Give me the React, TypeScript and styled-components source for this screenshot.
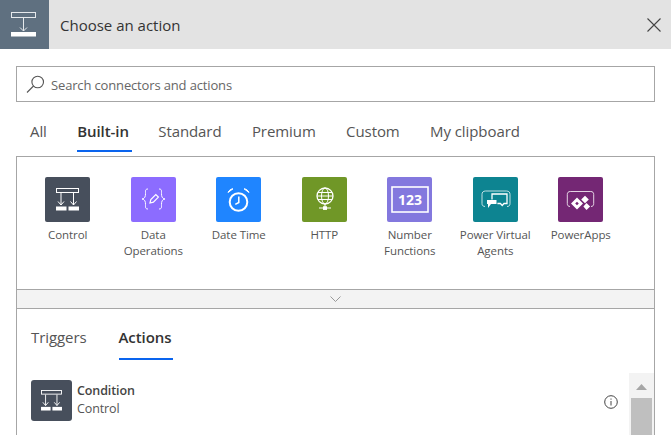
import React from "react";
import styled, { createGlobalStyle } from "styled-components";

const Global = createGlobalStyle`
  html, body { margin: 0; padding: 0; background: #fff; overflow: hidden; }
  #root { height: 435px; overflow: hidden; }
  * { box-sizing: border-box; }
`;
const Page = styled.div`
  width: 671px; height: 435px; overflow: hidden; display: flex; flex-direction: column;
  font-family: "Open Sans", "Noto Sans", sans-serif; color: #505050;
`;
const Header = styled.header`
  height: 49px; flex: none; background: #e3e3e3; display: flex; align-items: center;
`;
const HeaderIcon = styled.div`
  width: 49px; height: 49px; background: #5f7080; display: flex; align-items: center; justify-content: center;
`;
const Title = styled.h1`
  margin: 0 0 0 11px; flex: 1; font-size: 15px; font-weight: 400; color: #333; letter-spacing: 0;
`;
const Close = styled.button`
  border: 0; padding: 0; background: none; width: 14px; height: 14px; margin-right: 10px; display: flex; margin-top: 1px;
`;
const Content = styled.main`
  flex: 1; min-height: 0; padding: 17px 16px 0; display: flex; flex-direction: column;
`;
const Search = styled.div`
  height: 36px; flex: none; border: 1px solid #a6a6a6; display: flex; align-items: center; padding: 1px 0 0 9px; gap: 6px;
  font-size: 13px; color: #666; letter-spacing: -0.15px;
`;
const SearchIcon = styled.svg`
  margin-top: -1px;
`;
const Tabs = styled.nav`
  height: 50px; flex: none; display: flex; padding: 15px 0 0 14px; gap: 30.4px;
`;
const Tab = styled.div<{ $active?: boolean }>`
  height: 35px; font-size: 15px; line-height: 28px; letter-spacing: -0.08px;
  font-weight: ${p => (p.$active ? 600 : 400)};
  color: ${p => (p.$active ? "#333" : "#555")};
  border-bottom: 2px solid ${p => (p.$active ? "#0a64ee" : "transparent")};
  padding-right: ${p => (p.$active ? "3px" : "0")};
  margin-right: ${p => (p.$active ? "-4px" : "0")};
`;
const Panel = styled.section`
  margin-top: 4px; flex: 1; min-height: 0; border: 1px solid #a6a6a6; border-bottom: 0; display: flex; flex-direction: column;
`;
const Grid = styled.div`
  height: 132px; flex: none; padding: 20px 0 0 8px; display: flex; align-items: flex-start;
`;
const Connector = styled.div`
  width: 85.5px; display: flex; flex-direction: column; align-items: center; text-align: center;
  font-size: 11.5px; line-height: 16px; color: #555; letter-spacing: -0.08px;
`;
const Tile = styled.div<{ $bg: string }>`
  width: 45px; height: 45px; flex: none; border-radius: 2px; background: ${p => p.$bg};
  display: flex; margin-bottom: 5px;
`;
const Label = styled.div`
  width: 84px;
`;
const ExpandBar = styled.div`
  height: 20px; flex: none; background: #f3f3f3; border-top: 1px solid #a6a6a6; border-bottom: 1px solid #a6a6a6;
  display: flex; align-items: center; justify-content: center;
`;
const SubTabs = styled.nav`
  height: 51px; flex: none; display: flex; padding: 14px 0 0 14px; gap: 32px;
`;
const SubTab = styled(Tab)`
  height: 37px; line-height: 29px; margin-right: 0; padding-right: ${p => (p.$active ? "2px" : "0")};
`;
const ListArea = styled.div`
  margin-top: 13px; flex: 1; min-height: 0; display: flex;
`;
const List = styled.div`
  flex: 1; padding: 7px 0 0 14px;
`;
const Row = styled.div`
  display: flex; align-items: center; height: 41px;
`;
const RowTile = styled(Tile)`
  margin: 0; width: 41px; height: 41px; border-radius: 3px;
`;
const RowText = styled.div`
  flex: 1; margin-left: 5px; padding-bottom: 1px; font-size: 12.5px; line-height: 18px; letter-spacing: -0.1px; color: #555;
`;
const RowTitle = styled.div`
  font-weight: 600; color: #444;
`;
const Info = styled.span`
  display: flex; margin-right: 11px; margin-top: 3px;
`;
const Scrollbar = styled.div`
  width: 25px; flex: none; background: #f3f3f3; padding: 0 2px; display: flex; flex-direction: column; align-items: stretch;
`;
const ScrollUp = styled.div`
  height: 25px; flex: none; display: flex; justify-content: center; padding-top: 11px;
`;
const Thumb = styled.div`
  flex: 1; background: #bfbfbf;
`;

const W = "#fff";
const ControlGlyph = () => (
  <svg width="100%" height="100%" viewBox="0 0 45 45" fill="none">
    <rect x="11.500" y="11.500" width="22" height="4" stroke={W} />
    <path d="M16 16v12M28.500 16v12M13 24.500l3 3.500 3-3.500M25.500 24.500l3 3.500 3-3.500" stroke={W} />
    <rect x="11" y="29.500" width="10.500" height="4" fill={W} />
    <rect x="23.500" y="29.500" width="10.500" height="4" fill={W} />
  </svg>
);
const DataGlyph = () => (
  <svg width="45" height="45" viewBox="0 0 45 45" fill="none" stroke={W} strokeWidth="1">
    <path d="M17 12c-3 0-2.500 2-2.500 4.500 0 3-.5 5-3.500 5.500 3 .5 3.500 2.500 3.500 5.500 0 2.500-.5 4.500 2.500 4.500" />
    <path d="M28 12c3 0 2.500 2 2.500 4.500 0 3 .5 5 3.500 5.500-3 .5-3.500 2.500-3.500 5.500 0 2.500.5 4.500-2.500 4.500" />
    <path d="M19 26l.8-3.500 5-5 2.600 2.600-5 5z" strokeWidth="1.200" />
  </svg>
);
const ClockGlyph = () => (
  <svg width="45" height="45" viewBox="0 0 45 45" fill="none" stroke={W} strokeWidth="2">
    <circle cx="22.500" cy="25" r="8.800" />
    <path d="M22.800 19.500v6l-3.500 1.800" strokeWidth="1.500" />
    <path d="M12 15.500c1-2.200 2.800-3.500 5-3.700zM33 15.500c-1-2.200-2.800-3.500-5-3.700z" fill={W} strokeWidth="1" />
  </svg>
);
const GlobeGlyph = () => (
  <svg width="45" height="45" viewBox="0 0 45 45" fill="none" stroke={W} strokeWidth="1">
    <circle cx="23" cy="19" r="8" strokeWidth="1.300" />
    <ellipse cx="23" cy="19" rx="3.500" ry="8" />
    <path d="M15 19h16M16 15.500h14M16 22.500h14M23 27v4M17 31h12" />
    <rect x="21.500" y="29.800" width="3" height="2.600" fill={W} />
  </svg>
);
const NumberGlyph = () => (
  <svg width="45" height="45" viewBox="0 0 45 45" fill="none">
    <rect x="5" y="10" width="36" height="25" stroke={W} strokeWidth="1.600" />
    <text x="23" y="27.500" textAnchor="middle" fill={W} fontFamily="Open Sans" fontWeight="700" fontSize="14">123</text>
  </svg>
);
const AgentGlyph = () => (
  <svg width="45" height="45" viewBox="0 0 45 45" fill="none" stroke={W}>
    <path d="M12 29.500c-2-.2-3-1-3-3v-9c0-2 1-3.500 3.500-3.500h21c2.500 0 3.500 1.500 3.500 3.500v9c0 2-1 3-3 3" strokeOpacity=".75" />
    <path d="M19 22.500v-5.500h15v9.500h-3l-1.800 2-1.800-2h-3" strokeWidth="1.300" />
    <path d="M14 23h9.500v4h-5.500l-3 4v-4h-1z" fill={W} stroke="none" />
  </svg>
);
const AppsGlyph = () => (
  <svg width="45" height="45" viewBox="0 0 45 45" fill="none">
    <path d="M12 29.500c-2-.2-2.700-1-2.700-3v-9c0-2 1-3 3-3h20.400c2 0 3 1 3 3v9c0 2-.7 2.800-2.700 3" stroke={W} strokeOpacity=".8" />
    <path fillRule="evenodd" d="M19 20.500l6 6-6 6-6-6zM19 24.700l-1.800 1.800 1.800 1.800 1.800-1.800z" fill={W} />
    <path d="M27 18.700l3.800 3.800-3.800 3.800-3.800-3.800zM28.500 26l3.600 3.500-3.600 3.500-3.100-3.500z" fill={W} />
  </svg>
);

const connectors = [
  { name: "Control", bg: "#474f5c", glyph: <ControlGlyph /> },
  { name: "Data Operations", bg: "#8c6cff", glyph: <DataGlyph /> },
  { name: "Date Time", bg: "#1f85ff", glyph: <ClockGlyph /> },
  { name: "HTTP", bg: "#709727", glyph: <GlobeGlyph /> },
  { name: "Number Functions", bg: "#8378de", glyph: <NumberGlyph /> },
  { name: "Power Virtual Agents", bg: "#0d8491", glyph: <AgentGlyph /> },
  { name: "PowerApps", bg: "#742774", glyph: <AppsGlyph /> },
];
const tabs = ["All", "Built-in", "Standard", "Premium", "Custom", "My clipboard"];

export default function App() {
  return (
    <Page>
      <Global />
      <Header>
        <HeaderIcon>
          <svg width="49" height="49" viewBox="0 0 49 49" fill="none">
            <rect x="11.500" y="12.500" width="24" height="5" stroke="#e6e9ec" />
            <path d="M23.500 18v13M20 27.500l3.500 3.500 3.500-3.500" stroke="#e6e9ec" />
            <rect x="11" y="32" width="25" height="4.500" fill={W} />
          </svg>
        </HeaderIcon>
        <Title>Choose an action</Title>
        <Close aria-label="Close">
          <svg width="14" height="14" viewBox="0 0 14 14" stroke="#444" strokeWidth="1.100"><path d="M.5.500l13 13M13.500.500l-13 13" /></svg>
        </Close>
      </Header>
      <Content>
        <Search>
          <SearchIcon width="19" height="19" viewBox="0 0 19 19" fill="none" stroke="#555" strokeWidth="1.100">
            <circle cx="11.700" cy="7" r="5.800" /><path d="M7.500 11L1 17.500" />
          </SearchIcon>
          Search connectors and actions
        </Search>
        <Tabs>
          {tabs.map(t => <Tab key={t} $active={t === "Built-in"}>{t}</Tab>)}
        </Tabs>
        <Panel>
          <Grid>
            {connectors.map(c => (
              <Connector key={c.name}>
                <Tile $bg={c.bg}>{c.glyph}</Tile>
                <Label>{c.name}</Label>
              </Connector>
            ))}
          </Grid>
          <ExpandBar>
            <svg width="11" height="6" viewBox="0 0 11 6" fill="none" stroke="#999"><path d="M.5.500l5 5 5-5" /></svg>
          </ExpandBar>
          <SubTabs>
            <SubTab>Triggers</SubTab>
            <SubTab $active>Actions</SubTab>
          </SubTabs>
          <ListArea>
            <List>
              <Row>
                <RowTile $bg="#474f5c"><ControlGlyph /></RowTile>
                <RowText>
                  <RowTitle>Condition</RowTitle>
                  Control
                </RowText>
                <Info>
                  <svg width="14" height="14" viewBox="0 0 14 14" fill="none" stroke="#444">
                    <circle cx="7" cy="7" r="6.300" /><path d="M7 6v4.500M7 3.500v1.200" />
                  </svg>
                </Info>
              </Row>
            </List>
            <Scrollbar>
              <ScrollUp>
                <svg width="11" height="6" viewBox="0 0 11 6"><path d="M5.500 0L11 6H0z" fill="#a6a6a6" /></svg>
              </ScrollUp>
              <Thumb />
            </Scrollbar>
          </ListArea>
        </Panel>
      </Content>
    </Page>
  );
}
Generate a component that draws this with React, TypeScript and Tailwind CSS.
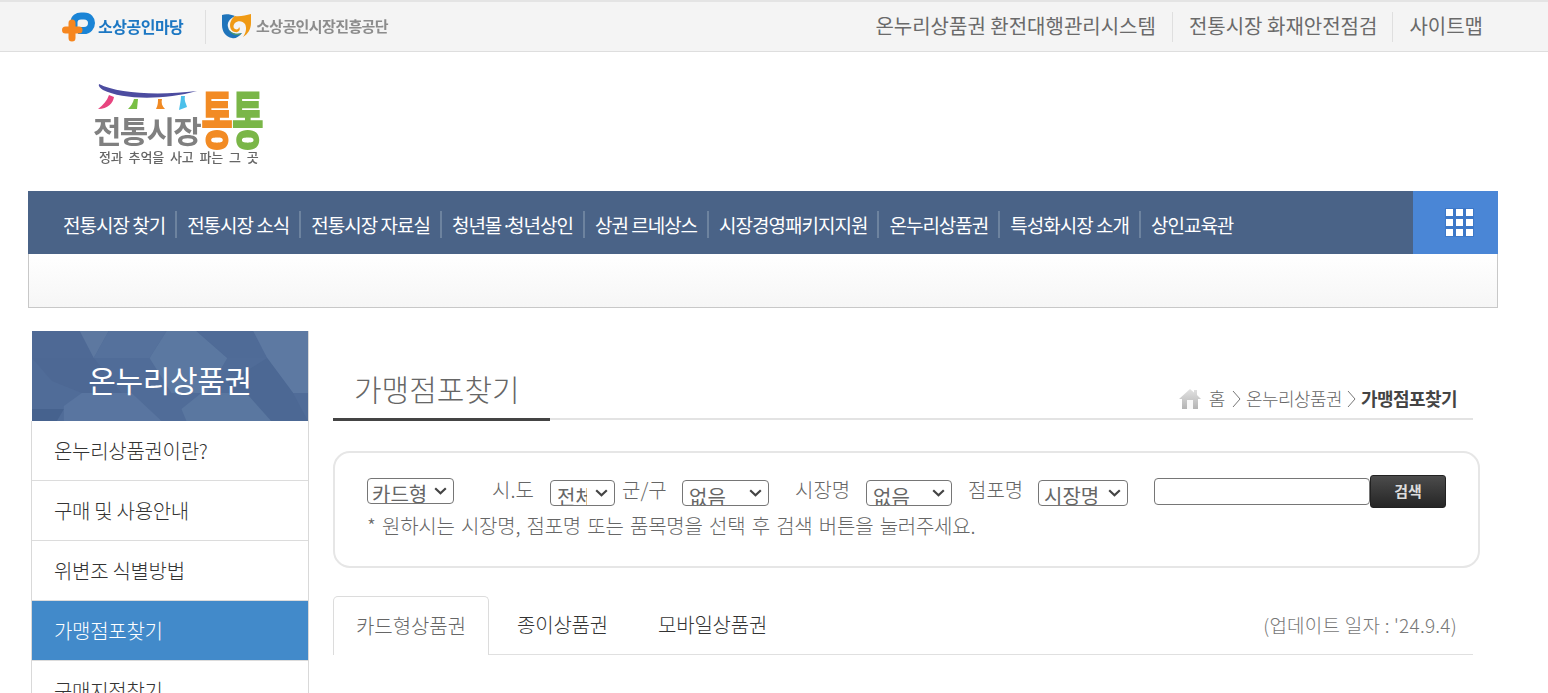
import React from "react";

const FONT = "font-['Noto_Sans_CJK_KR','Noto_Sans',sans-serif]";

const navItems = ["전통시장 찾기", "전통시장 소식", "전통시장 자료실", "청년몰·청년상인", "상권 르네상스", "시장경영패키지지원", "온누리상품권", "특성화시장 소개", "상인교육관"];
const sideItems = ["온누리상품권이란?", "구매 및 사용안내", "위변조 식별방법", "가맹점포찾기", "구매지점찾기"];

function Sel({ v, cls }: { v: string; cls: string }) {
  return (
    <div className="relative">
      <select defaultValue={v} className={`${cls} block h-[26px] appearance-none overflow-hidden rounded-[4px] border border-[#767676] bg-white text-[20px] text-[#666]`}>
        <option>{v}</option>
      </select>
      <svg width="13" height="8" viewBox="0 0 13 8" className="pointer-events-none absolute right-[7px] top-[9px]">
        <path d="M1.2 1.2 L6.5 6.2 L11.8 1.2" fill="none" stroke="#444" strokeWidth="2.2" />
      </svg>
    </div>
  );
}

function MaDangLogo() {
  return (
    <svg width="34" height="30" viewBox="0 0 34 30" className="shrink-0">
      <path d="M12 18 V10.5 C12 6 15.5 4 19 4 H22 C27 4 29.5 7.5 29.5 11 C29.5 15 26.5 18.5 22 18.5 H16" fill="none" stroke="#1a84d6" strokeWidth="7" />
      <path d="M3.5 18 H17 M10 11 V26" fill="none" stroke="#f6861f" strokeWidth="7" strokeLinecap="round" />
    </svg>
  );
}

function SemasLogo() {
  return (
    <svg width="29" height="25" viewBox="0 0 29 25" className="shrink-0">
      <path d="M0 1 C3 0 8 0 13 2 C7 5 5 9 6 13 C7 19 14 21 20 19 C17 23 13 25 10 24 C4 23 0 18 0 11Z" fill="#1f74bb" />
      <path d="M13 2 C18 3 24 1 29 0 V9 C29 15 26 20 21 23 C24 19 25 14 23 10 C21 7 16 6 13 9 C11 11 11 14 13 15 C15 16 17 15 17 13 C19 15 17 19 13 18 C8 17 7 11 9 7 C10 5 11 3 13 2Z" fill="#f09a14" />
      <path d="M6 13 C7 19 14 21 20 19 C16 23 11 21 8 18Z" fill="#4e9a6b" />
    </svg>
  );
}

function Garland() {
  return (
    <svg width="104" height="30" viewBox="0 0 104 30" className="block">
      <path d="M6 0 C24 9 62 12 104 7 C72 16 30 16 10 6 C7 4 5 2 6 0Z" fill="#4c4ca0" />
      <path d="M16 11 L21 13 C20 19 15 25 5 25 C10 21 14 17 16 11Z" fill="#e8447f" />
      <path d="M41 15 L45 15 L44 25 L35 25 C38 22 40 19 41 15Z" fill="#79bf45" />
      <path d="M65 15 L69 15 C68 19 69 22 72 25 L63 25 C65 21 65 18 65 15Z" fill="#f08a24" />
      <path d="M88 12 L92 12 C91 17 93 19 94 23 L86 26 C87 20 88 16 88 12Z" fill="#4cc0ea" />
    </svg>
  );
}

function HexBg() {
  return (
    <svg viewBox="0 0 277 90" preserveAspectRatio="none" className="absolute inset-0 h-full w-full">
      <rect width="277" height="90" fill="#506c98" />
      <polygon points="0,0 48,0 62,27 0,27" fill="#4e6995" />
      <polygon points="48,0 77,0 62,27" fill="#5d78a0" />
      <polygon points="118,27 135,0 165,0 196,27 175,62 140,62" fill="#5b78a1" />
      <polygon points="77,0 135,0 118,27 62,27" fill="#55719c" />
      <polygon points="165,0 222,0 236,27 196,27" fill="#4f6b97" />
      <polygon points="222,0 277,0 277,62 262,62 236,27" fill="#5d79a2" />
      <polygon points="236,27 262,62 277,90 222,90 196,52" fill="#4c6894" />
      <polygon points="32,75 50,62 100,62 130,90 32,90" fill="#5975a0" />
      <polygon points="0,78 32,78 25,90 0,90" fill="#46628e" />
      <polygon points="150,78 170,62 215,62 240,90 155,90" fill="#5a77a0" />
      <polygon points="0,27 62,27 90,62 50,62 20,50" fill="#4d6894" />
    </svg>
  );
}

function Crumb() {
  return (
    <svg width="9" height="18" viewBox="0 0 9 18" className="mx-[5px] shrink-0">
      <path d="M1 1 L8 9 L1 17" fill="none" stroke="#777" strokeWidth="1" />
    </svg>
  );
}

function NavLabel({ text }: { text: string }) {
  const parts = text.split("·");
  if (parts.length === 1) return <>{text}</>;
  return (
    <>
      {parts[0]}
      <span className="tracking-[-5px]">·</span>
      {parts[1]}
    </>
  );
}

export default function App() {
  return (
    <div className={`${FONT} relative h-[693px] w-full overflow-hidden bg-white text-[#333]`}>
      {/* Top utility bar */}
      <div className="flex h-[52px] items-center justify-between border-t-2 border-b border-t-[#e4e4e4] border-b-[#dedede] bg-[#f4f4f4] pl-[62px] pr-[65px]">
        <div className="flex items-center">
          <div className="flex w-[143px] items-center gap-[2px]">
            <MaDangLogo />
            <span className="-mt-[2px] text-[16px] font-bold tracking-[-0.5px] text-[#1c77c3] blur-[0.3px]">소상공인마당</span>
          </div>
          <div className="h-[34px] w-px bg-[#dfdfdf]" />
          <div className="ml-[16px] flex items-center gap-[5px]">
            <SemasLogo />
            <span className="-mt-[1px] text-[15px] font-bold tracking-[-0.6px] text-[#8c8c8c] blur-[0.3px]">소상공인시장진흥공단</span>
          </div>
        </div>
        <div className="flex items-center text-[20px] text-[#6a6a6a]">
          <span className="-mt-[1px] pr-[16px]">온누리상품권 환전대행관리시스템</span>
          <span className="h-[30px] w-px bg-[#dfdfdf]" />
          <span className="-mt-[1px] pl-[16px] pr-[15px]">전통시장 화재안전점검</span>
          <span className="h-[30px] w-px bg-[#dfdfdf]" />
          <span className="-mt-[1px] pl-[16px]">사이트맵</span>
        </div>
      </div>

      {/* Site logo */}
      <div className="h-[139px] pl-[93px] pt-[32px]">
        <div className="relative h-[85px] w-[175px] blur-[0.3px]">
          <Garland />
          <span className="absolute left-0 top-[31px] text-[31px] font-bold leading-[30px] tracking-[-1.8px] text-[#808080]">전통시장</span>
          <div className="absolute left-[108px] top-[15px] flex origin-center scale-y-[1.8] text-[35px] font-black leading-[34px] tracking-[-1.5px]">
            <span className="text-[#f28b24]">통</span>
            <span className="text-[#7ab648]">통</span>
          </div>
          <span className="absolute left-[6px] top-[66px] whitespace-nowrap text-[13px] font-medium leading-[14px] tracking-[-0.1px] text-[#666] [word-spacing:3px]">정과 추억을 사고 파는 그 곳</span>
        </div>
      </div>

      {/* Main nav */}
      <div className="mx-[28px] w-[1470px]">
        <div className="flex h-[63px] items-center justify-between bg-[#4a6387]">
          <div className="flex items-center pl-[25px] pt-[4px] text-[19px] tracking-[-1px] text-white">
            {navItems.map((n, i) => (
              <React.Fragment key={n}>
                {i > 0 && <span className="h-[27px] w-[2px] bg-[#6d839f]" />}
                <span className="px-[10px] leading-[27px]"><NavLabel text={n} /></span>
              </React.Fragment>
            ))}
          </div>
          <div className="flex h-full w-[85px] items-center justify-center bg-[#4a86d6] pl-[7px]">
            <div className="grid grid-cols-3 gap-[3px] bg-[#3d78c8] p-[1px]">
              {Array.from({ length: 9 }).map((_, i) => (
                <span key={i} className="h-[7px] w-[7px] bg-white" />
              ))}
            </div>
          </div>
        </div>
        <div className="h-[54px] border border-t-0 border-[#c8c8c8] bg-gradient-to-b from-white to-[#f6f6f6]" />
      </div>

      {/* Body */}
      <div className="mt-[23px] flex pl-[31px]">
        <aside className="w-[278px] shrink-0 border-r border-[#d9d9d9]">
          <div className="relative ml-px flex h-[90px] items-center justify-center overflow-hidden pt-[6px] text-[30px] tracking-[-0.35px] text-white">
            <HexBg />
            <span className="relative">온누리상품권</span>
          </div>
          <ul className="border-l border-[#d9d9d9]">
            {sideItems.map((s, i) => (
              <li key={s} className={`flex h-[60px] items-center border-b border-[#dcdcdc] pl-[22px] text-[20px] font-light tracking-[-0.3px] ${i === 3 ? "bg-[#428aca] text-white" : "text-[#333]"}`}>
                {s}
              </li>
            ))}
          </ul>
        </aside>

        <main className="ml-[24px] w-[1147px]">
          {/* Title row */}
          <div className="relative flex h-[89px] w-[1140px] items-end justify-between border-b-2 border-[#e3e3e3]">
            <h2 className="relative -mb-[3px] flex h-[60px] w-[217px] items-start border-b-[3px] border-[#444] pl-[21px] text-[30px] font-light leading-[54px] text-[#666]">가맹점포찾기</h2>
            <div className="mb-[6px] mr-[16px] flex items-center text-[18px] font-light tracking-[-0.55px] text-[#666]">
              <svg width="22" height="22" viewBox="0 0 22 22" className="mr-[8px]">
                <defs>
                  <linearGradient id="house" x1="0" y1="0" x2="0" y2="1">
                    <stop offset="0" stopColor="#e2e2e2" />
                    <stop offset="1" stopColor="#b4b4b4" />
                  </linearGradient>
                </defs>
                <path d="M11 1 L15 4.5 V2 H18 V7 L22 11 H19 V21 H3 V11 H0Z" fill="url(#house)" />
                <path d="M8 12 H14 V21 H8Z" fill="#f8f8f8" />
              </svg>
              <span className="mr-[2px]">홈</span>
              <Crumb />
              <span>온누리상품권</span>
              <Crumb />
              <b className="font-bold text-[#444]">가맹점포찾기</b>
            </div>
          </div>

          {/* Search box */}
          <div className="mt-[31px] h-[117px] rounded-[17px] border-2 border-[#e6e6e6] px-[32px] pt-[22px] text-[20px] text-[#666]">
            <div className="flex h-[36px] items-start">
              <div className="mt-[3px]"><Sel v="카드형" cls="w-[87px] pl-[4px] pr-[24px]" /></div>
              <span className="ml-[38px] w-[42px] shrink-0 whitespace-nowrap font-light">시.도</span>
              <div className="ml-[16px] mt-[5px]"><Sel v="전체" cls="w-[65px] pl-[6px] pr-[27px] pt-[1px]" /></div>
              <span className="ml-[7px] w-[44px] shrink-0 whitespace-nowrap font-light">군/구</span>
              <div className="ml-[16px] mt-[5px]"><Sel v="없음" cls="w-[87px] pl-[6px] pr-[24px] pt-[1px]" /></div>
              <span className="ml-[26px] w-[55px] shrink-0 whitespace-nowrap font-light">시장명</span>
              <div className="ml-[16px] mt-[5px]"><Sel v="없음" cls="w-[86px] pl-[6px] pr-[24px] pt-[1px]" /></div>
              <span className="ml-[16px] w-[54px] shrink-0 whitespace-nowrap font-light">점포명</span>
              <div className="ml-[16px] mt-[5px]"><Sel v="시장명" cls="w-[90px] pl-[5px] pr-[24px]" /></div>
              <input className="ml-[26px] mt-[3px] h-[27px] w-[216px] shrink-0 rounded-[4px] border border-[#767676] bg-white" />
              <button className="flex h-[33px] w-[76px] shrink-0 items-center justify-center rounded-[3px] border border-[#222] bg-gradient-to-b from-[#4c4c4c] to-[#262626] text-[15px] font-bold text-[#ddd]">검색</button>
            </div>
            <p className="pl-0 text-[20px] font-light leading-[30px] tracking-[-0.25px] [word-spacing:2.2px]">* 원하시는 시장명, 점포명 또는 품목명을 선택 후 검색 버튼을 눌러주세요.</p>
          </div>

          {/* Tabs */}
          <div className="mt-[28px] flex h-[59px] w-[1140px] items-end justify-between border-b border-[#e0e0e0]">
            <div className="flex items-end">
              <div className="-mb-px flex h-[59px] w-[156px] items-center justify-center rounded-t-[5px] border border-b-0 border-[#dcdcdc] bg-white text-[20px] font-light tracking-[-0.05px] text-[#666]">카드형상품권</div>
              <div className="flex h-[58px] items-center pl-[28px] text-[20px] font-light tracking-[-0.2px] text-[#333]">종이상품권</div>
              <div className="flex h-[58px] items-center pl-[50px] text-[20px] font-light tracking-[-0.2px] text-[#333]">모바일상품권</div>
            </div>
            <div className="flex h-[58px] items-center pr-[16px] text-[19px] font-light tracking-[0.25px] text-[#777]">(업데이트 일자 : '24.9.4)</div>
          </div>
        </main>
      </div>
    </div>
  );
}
+ + +
#### Task prompt:
Copy out every line from the material above in which the word "TypeScript" appears.

#### Problem solution:
Give me the React, TypeScript and styled-components source for this screenshot.
Generate a component that draws this with React, TypeScript and Tailwind CSS.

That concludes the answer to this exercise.